Shining is an important component of Shutov’s aesthetic. The artist works with light-reflecting materials. Shining is a material analog for the cosmic ether. However, such works as “Pepper” or “Eggplant” (both 2024) combine mysticism with buffoonery. On the other hand, the series “Time” (2024) sees the artist handling light-absorbing black paint over which white and red strokes and lines appear, counting down days, weeks, years, or even ages.

The exposition is a reflection on the “golden age” when the Moscow underground went mainstream. A small part of the gallery is covered with silvery polyvinyl chloride as a reference to Sergey Shutov’s late 1980s studio on Furmanny Pereulok. The showroom was completely encased in mirroring film. The screen offers a chance to view a selection of works by legendary “Ptyuch” club VJ Shutov.

Sergey Shutov (b. 1955) is a key figure of the Perestroika and democracy periods. Participant of “Pop Mechanics” concerts (since 1986), first member of Timur Novikov’s “New Academy” (1987), scenic designer on the film “Assa” (1987), curator of the “Assa” Art Rock Parade (1988), exhibitor at the first Sotheby’s auction in Russia (1988), president of the Art Technology Institute (1993), first Russian VJ (1994), member of the Russian Pavilion at the 49th Venice Biennale (2001). Starting from 1986, Sergey Shutov created over 50 solo exhibitions, including projects for the Tretyakov Gallery (2003) and MMоMA (2008–2009).
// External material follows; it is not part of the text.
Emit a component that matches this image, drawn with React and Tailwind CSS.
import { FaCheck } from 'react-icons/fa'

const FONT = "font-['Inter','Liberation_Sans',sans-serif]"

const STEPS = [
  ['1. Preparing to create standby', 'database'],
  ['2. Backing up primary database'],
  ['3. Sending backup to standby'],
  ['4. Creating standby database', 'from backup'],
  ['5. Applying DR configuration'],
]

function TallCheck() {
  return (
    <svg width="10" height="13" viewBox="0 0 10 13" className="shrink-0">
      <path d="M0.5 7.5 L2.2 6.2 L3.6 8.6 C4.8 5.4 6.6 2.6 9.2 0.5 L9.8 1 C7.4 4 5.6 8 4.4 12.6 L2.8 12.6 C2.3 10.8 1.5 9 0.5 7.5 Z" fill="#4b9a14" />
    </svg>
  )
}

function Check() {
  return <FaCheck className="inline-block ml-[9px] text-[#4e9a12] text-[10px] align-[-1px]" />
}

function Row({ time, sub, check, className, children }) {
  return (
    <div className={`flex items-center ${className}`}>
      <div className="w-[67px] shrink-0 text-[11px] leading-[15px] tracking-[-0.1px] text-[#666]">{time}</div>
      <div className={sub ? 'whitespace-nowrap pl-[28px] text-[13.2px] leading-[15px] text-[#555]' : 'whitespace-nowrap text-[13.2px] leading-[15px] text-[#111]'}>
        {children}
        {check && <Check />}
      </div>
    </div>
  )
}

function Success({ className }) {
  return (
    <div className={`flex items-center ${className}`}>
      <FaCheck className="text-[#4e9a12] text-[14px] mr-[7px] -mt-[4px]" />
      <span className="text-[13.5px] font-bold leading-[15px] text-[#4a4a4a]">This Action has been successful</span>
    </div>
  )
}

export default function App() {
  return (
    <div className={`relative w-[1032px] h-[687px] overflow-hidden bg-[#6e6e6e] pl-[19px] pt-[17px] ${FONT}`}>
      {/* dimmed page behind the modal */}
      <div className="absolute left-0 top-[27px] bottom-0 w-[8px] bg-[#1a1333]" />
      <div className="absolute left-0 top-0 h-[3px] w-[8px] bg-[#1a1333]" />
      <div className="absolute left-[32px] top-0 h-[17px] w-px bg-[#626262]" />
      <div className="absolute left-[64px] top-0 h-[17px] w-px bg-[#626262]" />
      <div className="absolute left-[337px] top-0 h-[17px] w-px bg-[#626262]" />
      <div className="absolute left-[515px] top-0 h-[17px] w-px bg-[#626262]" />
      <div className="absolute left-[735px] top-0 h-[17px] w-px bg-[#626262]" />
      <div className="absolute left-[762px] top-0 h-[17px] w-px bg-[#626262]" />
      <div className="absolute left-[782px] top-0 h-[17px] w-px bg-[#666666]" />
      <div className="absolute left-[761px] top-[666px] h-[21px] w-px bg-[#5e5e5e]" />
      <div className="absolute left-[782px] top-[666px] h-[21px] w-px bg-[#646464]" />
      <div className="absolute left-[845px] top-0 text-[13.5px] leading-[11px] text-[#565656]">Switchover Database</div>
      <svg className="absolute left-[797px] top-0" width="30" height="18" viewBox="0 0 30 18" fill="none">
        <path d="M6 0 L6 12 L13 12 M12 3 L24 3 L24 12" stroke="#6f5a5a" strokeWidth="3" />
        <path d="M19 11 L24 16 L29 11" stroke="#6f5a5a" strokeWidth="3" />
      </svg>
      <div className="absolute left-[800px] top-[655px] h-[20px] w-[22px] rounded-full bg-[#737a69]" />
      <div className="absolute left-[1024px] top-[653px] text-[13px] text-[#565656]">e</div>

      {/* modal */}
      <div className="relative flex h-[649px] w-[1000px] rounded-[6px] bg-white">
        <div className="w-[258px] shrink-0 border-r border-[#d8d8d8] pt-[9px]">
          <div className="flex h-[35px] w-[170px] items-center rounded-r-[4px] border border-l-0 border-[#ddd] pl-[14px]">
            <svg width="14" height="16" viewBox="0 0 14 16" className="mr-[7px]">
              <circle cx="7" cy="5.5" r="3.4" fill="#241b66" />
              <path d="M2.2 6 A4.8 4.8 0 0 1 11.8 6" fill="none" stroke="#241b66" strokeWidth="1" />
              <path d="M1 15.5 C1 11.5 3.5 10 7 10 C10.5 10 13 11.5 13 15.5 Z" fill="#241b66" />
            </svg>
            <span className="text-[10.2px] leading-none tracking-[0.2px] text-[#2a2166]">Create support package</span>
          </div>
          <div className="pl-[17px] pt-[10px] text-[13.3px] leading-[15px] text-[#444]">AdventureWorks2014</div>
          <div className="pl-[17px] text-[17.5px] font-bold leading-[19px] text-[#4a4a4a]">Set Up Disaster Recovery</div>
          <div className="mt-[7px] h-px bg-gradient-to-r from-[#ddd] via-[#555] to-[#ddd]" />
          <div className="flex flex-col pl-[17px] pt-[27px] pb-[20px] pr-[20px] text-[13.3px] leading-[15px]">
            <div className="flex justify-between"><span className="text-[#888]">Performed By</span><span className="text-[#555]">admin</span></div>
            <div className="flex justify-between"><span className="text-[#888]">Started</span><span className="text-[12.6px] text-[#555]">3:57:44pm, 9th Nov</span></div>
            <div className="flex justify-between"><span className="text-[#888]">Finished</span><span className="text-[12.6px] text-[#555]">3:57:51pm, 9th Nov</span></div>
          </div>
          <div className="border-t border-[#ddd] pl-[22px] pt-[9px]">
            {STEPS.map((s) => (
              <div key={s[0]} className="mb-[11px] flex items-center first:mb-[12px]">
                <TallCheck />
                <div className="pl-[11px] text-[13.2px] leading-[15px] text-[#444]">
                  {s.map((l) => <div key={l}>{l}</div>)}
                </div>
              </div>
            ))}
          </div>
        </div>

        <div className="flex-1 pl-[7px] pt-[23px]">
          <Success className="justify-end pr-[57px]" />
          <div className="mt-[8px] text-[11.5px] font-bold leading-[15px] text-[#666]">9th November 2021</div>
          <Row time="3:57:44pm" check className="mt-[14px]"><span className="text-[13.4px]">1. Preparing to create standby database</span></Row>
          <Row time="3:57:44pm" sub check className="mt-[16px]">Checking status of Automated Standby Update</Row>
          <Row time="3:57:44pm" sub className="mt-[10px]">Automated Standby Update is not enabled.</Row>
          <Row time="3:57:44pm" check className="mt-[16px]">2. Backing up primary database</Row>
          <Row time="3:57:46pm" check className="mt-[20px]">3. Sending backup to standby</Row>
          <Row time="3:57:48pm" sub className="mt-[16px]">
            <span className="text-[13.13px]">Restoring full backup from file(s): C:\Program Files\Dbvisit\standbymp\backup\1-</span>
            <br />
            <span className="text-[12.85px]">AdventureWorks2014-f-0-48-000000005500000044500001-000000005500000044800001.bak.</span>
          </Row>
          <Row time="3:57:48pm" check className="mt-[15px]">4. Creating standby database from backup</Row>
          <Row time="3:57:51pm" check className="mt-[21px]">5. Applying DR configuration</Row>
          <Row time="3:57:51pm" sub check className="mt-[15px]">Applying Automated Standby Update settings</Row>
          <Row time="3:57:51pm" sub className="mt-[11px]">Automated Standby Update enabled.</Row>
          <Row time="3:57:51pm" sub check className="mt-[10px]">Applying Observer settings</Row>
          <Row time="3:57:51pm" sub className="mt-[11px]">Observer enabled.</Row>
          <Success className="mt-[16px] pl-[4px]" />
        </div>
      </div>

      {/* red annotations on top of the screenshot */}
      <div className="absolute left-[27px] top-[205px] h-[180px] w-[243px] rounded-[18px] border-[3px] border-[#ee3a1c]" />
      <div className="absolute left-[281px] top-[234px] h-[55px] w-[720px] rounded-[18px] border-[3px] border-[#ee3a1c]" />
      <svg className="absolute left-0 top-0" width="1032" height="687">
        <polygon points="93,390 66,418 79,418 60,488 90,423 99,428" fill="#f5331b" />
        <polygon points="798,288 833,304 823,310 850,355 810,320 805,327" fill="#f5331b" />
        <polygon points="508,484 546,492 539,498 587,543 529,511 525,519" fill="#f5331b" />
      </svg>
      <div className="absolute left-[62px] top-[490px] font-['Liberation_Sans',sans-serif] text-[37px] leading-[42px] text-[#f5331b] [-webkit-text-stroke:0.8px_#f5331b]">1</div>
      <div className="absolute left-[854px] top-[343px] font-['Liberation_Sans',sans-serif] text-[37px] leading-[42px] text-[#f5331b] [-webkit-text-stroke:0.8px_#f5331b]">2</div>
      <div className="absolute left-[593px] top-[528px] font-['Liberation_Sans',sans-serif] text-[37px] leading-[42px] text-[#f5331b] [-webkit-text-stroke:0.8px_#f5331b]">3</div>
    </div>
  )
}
Exhibition curator ― Mikhail Sidlin.

HAPPINESS EXISTS

The Ethereal Myths of Sergey Shutov
Mikhail Sidlin

The essence of ether remains a mystery.
Konstantin Tsiolkovsky

It cannot be denied that quale exist.
Daniel Dennett

By what metric would Martian scientists recognize Earth art? How would they react upon learning that humanity has something of not direct usefulness and out of rational bounds but important in light of the so-called “feelings”, potentially even forming a transmitter of universal vibrations and bringing individual beings a certain kind of satisfaction?

Older aesthetics put too much emphasis on the matter of “taste,” a supposed capacity to distinguish between “beauty” and “ugliness.” Older psychology made far-reaching suppositions about a child’s cognitive functions from their propensity to value “beautiful” faces over “ugly” faces. Modern philosophy has already deconstructed this illusion of general beauty, leaving us with just one thing: qualia.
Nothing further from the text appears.